§ **Your goal**: Select the lines of the records containing the word "this" and list them.

§ **Material for the task**:
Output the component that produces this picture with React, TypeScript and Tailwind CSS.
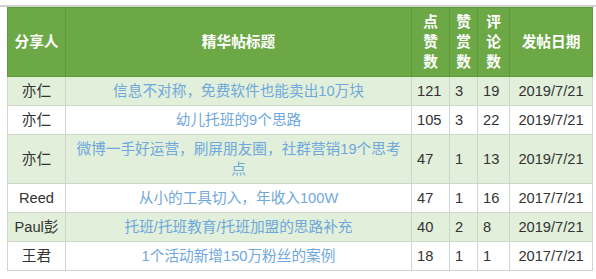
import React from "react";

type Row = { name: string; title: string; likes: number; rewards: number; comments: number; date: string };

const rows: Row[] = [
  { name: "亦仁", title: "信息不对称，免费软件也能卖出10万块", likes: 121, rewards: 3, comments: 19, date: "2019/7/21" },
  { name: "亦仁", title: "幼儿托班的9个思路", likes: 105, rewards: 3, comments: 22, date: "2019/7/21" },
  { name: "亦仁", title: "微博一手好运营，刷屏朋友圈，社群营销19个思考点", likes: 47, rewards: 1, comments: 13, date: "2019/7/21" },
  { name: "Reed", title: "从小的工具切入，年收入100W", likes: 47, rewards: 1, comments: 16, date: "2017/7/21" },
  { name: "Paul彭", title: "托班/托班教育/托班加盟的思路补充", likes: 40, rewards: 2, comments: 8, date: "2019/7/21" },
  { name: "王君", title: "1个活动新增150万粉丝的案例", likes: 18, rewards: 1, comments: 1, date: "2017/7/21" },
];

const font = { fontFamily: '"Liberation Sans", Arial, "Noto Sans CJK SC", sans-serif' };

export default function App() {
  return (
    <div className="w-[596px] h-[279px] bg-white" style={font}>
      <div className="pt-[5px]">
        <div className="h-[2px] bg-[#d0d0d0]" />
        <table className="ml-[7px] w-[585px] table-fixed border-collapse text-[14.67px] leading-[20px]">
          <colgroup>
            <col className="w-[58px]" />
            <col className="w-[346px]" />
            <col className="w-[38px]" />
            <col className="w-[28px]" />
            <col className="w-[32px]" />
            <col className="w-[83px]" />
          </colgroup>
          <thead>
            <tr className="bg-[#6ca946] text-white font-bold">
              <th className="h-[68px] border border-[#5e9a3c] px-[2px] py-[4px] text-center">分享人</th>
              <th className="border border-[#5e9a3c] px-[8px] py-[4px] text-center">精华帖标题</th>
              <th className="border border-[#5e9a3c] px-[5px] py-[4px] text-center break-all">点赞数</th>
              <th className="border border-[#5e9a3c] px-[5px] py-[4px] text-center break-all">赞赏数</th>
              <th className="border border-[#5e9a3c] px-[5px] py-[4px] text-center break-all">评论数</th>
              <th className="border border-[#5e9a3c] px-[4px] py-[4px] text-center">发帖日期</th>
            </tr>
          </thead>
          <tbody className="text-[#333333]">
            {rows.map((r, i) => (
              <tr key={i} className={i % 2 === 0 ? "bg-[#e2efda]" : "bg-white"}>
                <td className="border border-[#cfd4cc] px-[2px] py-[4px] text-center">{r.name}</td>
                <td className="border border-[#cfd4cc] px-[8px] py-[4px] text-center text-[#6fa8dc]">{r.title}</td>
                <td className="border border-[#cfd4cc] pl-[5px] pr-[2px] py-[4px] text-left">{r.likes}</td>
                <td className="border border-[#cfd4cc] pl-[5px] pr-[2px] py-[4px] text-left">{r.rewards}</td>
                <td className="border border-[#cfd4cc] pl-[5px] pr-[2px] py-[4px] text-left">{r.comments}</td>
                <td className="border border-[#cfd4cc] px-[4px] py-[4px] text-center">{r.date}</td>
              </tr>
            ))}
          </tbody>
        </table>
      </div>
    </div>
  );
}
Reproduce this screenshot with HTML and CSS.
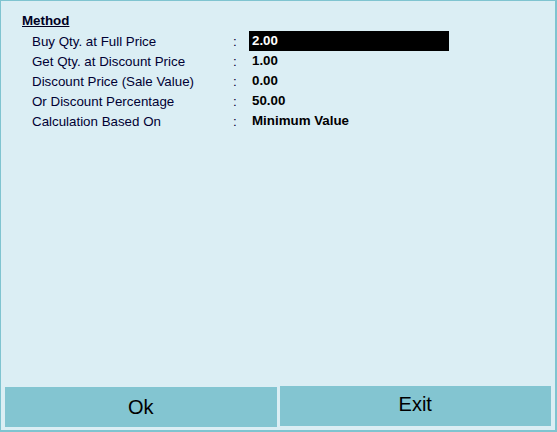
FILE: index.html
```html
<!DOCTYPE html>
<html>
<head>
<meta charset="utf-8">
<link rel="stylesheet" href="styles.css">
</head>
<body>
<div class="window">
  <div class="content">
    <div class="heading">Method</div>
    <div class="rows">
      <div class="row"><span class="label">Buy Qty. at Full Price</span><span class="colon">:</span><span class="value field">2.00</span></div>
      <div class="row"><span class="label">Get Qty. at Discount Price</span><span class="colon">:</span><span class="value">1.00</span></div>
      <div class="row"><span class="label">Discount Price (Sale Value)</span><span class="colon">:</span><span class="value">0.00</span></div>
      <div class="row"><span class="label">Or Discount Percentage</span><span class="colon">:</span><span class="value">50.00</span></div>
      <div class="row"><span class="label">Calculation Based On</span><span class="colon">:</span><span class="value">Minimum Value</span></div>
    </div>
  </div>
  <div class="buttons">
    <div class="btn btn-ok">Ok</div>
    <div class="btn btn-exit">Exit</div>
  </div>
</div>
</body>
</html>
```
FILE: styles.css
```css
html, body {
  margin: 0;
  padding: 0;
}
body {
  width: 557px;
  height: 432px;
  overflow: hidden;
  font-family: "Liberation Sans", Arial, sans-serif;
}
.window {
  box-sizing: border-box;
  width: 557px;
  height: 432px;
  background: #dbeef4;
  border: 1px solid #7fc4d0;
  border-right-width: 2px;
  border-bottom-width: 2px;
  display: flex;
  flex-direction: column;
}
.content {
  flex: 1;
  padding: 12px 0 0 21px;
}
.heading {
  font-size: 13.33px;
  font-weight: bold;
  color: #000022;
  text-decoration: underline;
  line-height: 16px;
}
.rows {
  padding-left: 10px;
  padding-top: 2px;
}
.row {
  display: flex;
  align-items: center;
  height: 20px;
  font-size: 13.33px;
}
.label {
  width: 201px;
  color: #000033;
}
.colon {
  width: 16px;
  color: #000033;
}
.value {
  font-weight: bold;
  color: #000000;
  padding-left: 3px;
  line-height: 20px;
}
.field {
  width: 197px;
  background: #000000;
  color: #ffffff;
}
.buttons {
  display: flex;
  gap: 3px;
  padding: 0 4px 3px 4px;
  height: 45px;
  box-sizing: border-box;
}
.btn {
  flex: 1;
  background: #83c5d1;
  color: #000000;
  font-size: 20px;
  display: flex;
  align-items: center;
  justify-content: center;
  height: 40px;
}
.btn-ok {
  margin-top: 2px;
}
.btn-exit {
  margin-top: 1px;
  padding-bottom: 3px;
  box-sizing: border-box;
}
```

---

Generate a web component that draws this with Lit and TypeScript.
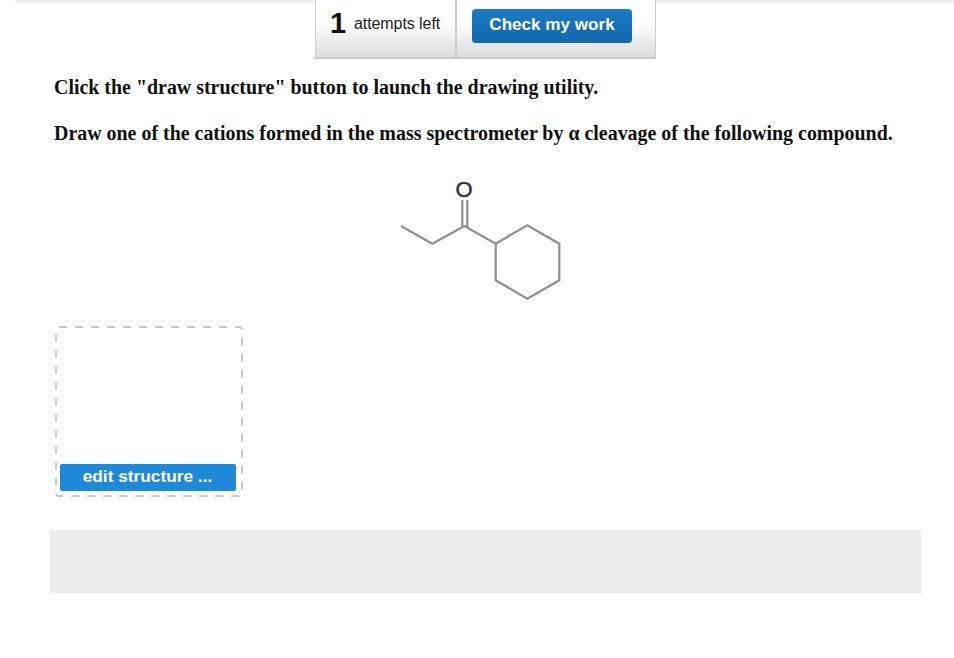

* * *

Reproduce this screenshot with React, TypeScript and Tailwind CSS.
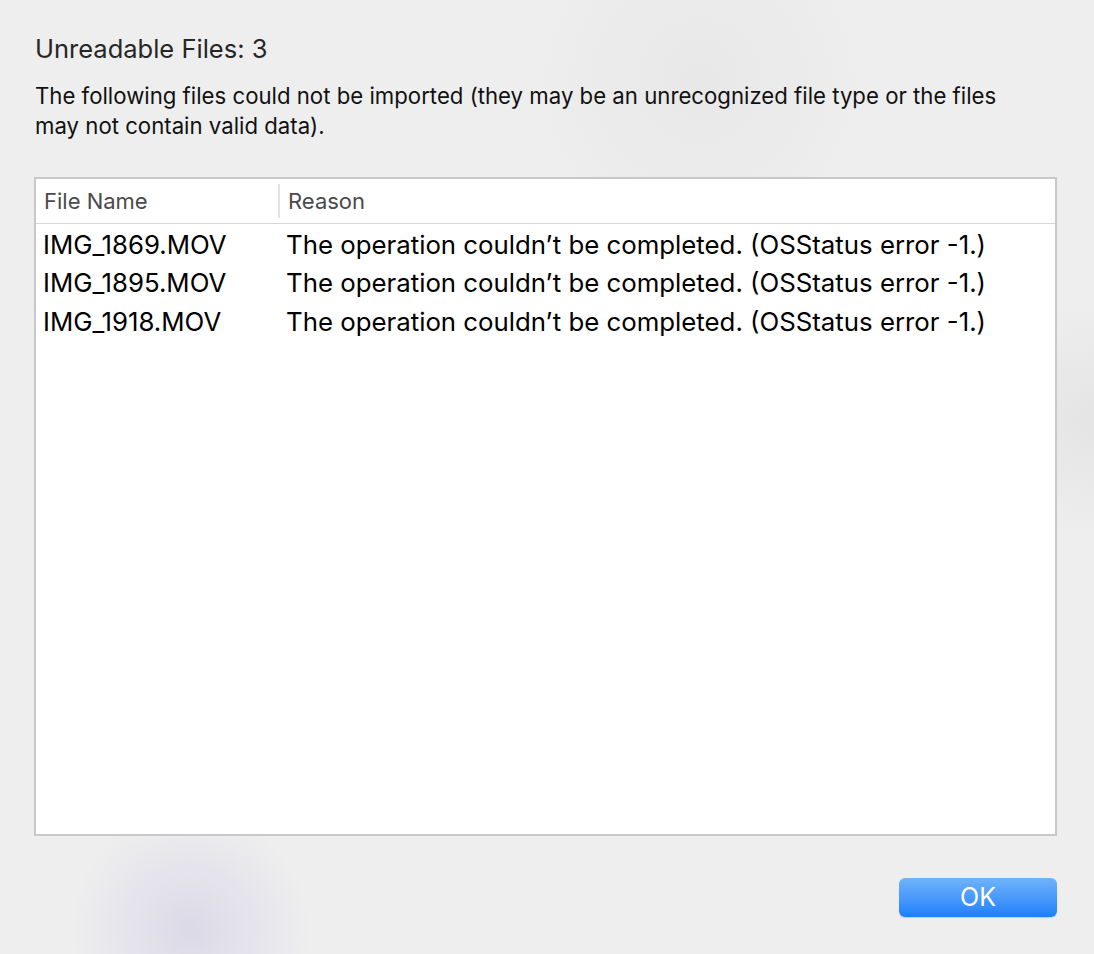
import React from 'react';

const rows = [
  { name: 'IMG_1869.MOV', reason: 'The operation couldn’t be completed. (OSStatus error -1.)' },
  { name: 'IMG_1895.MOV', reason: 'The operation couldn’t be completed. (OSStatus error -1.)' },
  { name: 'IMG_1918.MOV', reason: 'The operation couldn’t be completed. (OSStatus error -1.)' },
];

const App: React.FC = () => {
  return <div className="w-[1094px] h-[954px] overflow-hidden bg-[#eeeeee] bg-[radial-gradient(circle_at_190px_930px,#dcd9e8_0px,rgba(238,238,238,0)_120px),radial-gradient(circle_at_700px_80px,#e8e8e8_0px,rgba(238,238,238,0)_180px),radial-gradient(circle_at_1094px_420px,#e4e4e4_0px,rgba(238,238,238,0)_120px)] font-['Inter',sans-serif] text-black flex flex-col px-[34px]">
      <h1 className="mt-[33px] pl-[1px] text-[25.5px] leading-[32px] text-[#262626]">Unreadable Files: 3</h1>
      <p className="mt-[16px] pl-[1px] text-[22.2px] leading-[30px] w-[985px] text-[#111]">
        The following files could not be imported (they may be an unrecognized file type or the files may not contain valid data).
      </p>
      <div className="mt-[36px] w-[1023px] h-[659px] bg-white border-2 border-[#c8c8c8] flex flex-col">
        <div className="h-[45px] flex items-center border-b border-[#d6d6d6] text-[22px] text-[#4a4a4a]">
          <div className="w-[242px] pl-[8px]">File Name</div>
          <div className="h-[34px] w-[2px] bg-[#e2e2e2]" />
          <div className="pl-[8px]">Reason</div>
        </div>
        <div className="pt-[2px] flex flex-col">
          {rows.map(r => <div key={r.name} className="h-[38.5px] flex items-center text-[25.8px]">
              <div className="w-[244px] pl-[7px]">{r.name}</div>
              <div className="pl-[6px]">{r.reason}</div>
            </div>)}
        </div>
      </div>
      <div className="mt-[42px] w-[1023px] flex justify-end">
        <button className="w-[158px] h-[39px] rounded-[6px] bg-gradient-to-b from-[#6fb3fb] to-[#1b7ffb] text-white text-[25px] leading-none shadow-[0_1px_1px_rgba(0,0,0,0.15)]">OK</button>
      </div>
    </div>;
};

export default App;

§ **Task output**:
Output the component that produces this picture with React, TypeScript and Tailwind CSS.
Reproduce this screenshot with HTML and CSS.
Generate a web component that draws this with Lit and TypeScript.
Reproduce this screenshot with React, TypeScript and Tailwind CSS.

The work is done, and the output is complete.